Entries from a dataset:
□ □ □ □ □ □ □

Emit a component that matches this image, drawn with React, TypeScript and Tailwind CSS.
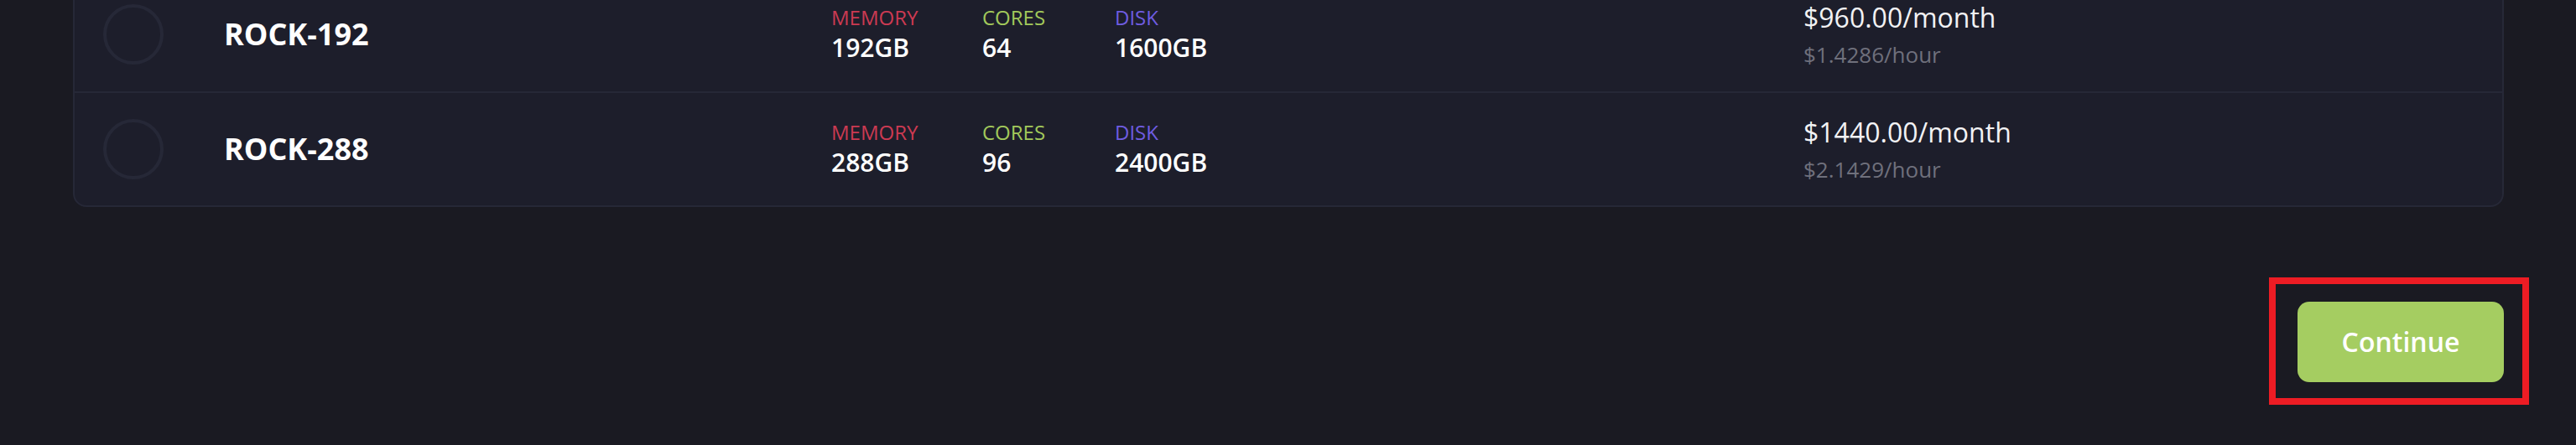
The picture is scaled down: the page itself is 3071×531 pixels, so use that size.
import React from "react";

type Plan = {
  name: string;
  memory: string;
  cores: string;
  disk: string;
  month: string;
  hour: string;
};

const plans: Plan[] = [
  { name: "ROCK-192", memory: "192GB", cores: "64", disk: "1600GB", month: "$960.00/month", hour: "$1.4286/hour" },
  { name: "ROCK-288", memory: "288GB", cores: "96", disk: "2400GB", month: "$1440.00/month", hour: "$2.1429/hour" },
];

function Row({ plan, first }: { plan: Plan; first: boolean }) {
  return (
    <div className={`flex h-[136px] items-center pl-[34px] ${first ? "" : "border-t-2 border-[#262837]"}`}>
      <div className="h-[72px] w-[72px] shrink-0 rounded-full border-[4px] border-[#262837]" />
      <div className="ml-[72px] w-[724px] shrink-0 text-[36px] font-bold leading-[44px] text-white">{plan.name}</div>
      <div className="flex w-[1159px] shrink-0">
        <div className="flex w-[180px] flex-col">
          <span className="text-[24px] font-normal leading-[32px] text-[#cc3a52]">MEMORY</span>
          <span className="text-[30px] font-semibold leading-[40px] text-white">{plan.memory}</span>
        </div>
        <div className="flex w-[158px] flex-col">
          <span className="text-[24px] font-normal leading-[32px] text-[#a2c95b]">CORES</span>
          <span className="text-[30px] font-semibold leading-[40px] text-white">{plan.cores}</span>
        </div>
        <div className="flex flex-col">
          <span className="text-[24px] font-normal leading-[32px] text-[#6e5ce0]">DISK</span>
          <span className="text-[30px] font-semibold leading-[40px] text-white">{plan.disk}</span>
        </div>
      </div>
      <div className="flex flex-col gap-[8px]">
        <span className="text-[32px] leading-[40px] text-[#f2f2f4]">{plan.month}</span>
        <span className="text-[26px] leading-[32px] text-[#6f707c]">{plan.hour}</span>
      </div>
    </div>
  );
}

export default function App() {
  return (
    <div className="h-[531px] overflow-hidden bg-[#1a1a22] pl-[87px] pr-[86px] font-['Open_Sans',sans-serif]">
      <div className="-mt-[29px] rounded-b-[16px] border-2 border-[#262837] bg-[#1d1e2b]">
        {plans.map((p, i) => (
          <Row key={p.name} plan={p} first={i === 0} />
        ))}
      </div>
      <div className="mt-[113px] flex justify-end">
        <div className="relative">
          <button className="flex h-[96px] w-[246px] items-center justify-center rounded-[14px] bg-[#a5cd61] text-[32px] font-semibold text-white">
            Continue
          </button>
          <div className="pointer-events-none absolute -bottom-[27px] -left-[34px] -right-[30px] -top-[29px] border-[8px] border-[#ed1c24]" />
        </div>
      </div>
    </div>
  );
}
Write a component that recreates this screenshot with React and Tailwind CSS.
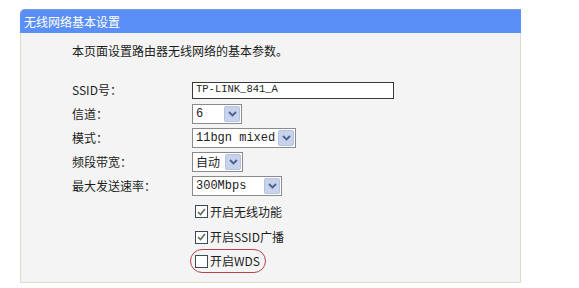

□ □ □ □ □ □ □

Given request: Could you repeat all of the material exactly? Pictures should not be copied.

Task response:
Emit a component that matches this image, drawn with React, TypeScript and Tailwind CSS.
The picture is scaled down: the page itself is 3071×531 pixels, so use that size.
import React from "react";

type Plan = {
  name: string;
  memory: string;
  cores: string;
  disk: string;
  month: string;
  hour: string;
};

const plans: Plan[] = [
  { name: "ROCK-192", memory: "192GB", cores: "64", disk: "1600GB", month: "$960.00/month", hour: "$1.4286/hour" },
  { name: "ROCK-288", memory: "288GB", cores: "96", disk: "2400GB", month: "$1440.00/month", hour: "$2.1429/hour" },
];

function Row({ plan, first }: { plan: Plan; first: boolean }) {
  return (
    <div className={`flex h-[136px] items-center pl-[34px] ${first ? "" : "border-t-2 border-[#262837]"}`}>
      <div className="h-[72px] w-[72px] shrink-0 rounded-full border-[4px] border-[#262837]" />
      <div className="ml-[72px] w-[724px] shrink-0 text-[36px] font-bold leading-[44px] text-white">{plan.name}</div>
      <div className="flex w-[1159px] shrink-0">
        <div className="flex w-[180px] flex-col">
          <span className="text-[24px] font-normal leading-[32px] text-[#cc3a52]">MEMORY</span>
          <span className="text-[30px] font-semibold leading-[40px] text-white">{plan.memory}</span>
        </div>
        <div className="flex w-[158px] flex-col">
          <span className="text-[24px] font-normal leading-[32px] text-[#a2c95b]">CORES</span>
          <span className="text-[30px] font-semibold leading-[40px] text-white">{plan.cores}</span>
        </div>
        <div className="flex flex-col">
          <span className="text-[24px] font-normal leading-[32px] text-[#6e5ce0]">DISK</span>
          <span className="text-[30px] font-semibold leading-[40px] text-white">{plan.disk}</span>
        </div>
      </div>
      <div className="flex flex-col gap-[8px]">
        <span className="text-[32px] leading-[40px] text-[#f2f2f4]">{plan.month}</span>
        <span className="text-[26px] leading-[32px] text-[#6f707c]">{plan.hour}</span>
      </div>
    </div>
  );
}

export default function App() {
  return (
    <div className="h-[531px] overflow-hidden bg-[#1a1a22] pl-[87px] pr-[86px] font-['Open_Sans',sans-serif]">
      <div className="-mt-[29px] rounded-b-[16px] border-2 border-[#262837] bg-[#1d1e2b]">
        {plans.map((p, i) => (
          <Row key={p.name} plan={p} first={i === 0} />
        ))}
      </div>
      <div className="mt-[113px] flex justify-end">
        <div className="relative">
          <button className="flex h-[96px] w-[246px] items-center justify-center rounded-[14px] bg-[#a5cd61] text-[32px] font-semibold text-white">
            Continue
          </button>
          <div className="pointer-events-none absolute -bottom-[27px] -left-[34px] -right-[30px] -top-[29px] border-[8px] border-[#ed1c24]" />
        </div>
      </div>
    </div>
  );
}
Write a component that recreates this screenshot with React and Tailwind CSS.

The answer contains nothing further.